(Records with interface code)
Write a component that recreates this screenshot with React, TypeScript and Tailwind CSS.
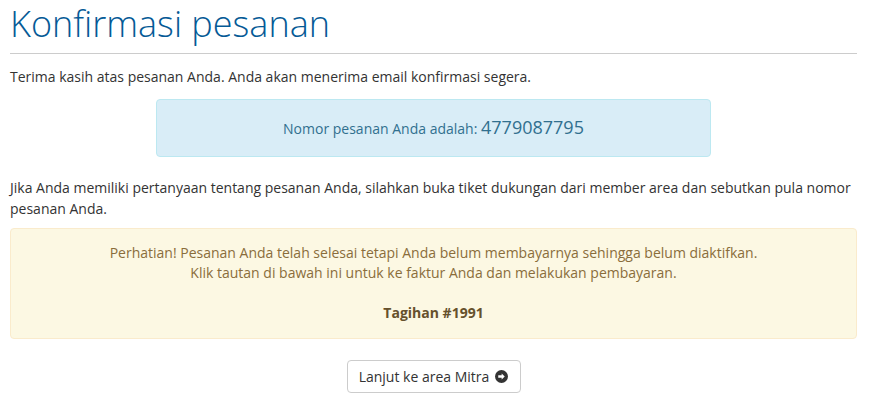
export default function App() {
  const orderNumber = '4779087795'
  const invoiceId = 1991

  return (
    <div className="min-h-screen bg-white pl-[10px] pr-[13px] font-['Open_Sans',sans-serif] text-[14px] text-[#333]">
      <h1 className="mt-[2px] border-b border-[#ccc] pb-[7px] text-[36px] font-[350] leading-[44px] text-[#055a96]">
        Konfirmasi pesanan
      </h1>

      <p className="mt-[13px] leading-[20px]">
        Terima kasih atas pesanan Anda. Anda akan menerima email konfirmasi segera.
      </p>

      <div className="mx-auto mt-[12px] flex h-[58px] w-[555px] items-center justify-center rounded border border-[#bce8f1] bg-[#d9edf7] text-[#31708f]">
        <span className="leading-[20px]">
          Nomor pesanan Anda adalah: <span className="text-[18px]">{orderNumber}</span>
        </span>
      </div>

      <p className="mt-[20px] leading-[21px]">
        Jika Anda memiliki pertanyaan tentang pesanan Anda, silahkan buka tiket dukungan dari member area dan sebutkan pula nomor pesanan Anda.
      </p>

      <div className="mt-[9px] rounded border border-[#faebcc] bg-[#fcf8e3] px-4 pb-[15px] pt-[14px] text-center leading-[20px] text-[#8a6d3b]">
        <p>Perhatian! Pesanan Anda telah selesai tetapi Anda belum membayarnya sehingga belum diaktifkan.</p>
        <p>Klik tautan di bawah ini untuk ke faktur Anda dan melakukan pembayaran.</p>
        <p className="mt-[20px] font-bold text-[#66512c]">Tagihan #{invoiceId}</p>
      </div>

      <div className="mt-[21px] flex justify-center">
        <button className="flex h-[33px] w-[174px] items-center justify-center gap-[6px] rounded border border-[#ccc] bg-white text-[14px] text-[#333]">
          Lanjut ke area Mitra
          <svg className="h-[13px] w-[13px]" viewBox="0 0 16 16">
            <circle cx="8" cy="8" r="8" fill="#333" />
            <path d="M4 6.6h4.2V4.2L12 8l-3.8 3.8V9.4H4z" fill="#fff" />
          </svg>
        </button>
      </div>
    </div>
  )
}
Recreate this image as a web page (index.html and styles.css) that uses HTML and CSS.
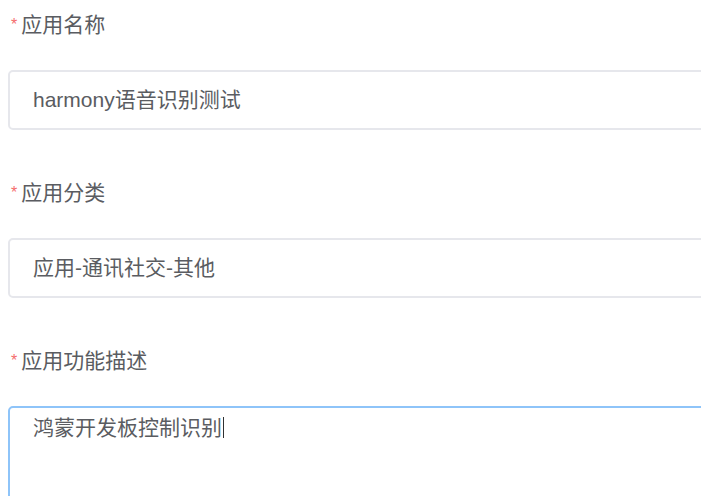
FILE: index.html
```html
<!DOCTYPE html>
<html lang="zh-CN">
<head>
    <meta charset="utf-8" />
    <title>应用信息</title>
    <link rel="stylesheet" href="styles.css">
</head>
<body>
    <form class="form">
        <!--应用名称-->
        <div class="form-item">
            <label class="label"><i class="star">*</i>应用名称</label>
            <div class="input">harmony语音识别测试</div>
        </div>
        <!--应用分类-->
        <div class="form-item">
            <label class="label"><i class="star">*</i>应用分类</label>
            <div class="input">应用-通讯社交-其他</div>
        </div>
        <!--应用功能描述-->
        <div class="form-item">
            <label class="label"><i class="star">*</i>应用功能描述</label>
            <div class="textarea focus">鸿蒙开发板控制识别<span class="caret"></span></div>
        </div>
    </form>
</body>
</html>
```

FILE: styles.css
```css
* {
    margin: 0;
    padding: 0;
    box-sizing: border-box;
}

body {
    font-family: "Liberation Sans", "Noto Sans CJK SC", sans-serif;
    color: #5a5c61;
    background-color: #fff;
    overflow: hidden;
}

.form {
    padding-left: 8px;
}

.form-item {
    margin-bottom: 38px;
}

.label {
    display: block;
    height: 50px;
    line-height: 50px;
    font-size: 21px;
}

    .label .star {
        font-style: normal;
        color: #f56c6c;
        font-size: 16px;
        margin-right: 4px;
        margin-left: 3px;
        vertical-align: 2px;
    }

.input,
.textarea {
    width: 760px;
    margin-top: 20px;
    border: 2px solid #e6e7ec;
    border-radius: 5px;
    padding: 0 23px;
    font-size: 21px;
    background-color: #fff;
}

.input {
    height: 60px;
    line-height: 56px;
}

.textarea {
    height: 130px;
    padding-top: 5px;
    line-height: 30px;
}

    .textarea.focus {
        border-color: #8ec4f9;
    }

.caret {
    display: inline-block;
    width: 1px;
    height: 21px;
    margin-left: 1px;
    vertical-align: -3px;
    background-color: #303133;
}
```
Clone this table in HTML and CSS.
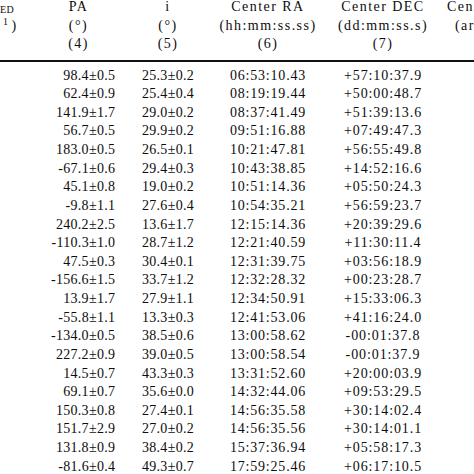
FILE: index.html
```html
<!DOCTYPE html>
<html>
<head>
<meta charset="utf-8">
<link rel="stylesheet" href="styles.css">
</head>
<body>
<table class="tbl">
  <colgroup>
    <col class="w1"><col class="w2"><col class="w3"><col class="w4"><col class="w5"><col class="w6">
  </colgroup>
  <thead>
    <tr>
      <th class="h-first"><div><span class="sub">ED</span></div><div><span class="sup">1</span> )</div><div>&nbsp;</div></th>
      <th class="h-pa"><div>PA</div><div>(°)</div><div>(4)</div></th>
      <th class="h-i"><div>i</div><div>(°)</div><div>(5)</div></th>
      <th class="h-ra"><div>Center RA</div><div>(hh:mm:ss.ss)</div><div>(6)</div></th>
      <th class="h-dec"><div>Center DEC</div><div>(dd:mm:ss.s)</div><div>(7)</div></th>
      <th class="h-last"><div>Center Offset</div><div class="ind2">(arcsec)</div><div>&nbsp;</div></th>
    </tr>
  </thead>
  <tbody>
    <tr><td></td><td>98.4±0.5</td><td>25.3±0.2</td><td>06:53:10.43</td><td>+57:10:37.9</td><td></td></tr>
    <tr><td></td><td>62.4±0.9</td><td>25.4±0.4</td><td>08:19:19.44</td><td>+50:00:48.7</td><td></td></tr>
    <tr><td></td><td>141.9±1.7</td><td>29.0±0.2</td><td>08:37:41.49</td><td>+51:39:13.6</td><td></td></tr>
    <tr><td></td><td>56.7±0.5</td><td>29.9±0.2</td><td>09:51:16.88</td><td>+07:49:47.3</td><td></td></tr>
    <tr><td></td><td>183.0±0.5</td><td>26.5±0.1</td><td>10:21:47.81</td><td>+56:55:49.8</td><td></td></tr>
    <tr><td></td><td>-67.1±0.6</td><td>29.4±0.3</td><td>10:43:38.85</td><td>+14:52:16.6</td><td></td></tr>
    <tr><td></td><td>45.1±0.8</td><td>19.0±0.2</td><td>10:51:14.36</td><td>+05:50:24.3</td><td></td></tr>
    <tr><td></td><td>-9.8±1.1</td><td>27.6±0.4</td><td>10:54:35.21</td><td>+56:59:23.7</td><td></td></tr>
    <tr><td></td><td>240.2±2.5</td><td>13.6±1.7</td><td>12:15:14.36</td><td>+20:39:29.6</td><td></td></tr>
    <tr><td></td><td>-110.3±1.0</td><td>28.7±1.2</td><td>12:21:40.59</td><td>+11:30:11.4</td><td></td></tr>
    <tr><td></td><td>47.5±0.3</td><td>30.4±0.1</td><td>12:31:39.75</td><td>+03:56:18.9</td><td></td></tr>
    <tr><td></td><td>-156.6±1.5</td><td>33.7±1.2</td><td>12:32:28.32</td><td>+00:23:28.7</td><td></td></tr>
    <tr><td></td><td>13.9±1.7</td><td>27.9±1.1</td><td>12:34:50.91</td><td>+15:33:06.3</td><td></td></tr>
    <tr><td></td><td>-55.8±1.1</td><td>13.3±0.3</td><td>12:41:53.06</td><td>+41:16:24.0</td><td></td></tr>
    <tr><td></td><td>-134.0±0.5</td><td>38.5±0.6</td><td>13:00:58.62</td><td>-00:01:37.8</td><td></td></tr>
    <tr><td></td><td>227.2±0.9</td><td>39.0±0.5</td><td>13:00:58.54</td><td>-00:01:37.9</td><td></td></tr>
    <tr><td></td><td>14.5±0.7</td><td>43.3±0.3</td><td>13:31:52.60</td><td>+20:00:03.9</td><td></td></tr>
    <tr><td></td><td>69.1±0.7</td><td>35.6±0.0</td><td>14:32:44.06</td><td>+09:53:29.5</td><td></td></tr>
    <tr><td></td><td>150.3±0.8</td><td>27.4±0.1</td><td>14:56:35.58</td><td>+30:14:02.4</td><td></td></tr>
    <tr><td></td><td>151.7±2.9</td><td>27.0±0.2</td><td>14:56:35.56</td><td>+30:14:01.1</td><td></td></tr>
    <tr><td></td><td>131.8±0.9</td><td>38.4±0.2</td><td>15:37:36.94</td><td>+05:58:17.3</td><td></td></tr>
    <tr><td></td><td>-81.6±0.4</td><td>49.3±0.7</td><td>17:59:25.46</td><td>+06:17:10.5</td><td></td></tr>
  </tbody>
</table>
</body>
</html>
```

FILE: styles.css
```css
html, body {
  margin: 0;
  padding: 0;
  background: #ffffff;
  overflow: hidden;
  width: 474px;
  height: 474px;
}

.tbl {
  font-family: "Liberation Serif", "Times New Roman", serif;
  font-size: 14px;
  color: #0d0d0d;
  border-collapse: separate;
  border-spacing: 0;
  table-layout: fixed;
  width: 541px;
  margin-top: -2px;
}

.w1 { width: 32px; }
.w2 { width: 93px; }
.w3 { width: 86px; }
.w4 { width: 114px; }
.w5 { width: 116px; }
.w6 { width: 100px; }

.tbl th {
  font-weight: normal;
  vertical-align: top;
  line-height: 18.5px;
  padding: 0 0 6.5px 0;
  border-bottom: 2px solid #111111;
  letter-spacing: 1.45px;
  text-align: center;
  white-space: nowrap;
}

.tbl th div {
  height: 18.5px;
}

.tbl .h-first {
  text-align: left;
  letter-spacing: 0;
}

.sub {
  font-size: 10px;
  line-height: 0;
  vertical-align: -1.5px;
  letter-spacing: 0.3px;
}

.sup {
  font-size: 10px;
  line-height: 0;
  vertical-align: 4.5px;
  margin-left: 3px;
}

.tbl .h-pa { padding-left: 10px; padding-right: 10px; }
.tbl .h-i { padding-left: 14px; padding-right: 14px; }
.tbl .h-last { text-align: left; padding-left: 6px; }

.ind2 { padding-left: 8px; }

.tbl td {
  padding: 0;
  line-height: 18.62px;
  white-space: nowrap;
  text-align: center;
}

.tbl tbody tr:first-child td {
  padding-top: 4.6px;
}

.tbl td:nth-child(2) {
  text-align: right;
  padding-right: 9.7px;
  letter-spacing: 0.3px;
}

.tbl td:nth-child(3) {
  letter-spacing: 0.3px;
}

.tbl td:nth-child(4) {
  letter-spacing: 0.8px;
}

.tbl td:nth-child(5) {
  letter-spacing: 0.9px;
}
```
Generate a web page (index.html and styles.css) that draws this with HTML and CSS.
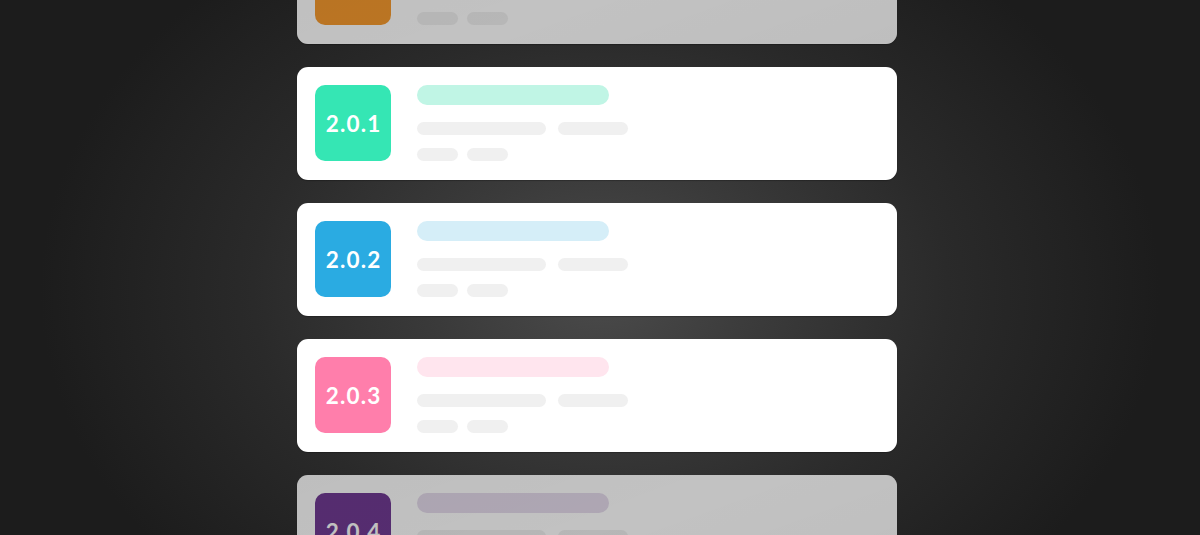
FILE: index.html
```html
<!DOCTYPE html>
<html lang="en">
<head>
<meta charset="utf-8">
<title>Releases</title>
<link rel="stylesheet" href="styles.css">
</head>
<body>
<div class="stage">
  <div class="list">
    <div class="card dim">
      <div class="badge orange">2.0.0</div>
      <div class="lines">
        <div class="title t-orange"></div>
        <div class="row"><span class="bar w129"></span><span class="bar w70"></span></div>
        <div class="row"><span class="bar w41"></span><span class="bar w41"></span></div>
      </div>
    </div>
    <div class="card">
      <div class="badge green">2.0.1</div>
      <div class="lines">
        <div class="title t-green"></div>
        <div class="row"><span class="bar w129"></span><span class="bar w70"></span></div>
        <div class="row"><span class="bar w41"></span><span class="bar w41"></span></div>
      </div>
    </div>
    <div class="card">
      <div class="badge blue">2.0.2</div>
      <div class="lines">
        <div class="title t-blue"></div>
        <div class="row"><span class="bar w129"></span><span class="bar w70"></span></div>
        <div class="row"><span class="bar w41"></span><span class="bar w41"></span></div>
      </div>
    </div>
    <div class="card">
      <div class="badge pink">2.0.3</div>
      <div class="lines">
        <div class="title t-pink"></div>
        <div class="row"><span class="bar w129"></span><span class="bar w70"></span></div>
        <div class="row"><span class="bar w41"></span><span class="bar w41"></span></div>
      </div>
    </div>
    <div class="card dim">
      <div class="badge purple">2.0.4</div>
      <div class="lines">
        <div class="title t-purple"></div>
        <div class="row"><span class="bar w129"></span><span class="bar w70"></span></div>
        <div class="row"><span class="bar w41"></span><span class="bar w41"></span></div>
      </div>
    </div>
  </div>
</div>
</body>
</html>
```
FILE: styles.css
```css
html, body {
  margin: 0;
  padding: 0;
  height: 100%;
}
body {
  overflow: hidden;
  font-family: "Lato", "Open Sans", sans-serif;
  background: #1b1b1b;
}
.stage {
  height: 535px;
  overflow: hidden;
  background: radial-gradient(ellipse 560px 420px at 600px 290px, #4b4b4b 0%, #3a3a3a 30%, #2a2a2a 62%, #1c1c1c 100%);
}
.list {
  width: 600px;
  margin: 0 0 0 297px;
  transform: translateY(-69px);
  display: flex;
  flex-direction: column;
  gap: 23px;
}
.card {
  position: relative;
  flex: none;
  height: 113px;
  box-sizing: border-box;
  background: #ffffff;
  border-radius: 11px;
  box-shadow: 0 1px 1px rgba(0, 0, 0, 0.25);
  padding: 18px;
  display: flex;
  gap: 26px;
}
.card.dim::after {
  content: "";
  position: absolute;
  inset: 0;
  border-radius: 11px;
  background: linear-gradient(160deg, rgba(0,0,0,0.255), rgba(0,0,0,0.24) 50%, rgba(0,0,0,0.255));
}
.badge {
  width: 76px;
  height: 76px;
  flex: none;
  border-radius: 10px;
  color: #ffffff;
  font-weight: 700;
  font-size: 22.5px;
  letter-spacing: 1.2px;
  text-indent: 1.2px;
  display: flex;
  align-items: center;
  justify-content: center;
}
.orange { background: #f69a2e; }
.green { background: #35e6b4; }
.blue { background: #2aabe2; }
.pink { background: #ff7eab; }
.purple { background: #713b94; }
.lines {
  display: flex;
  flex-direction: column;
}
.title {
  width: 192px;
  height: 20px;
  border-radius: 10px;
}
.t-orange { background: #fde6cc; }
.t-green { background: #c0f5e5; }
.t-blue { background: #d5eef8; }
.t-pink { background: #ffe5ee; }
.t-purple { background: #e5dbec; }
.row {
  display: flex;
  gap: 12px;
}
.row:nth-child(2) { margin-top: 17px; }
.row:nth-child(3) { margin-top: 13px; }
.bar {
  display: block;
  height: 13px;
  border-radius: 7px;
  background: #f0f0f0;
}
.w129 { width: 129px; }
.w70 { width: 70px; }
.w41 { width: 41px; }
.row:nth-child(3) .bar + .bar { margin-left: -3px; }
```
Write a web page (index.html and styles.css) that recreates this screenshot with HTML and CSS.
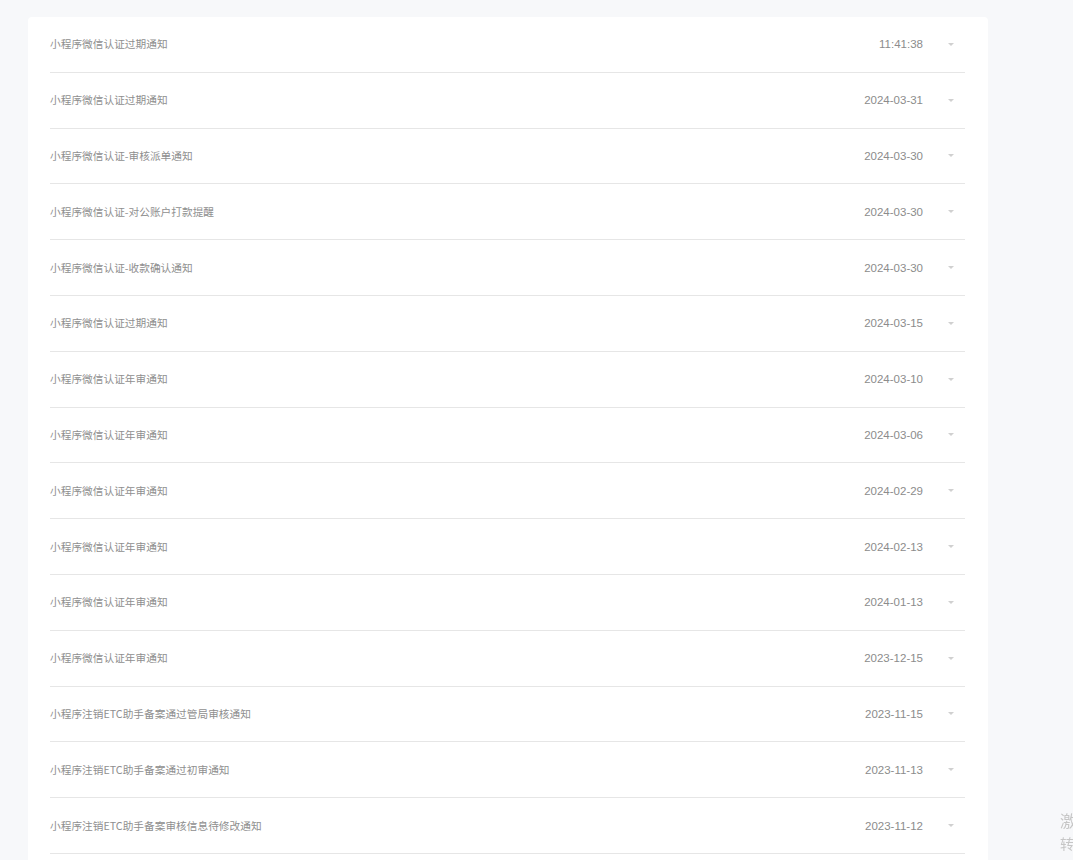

== GIVEN PROBLEM ==
Return nothing but the lines running from the start of the data to the line with "const invoiceId = 1991", please, both ends included and no pictures.

== FINISHED ANSWER ==
Write a component that recreates this screenshot with React, TypeScript and Tailwind CSS.
export default function App() {
  const orderNumber = '4779087795'
  const invoiceId = 1991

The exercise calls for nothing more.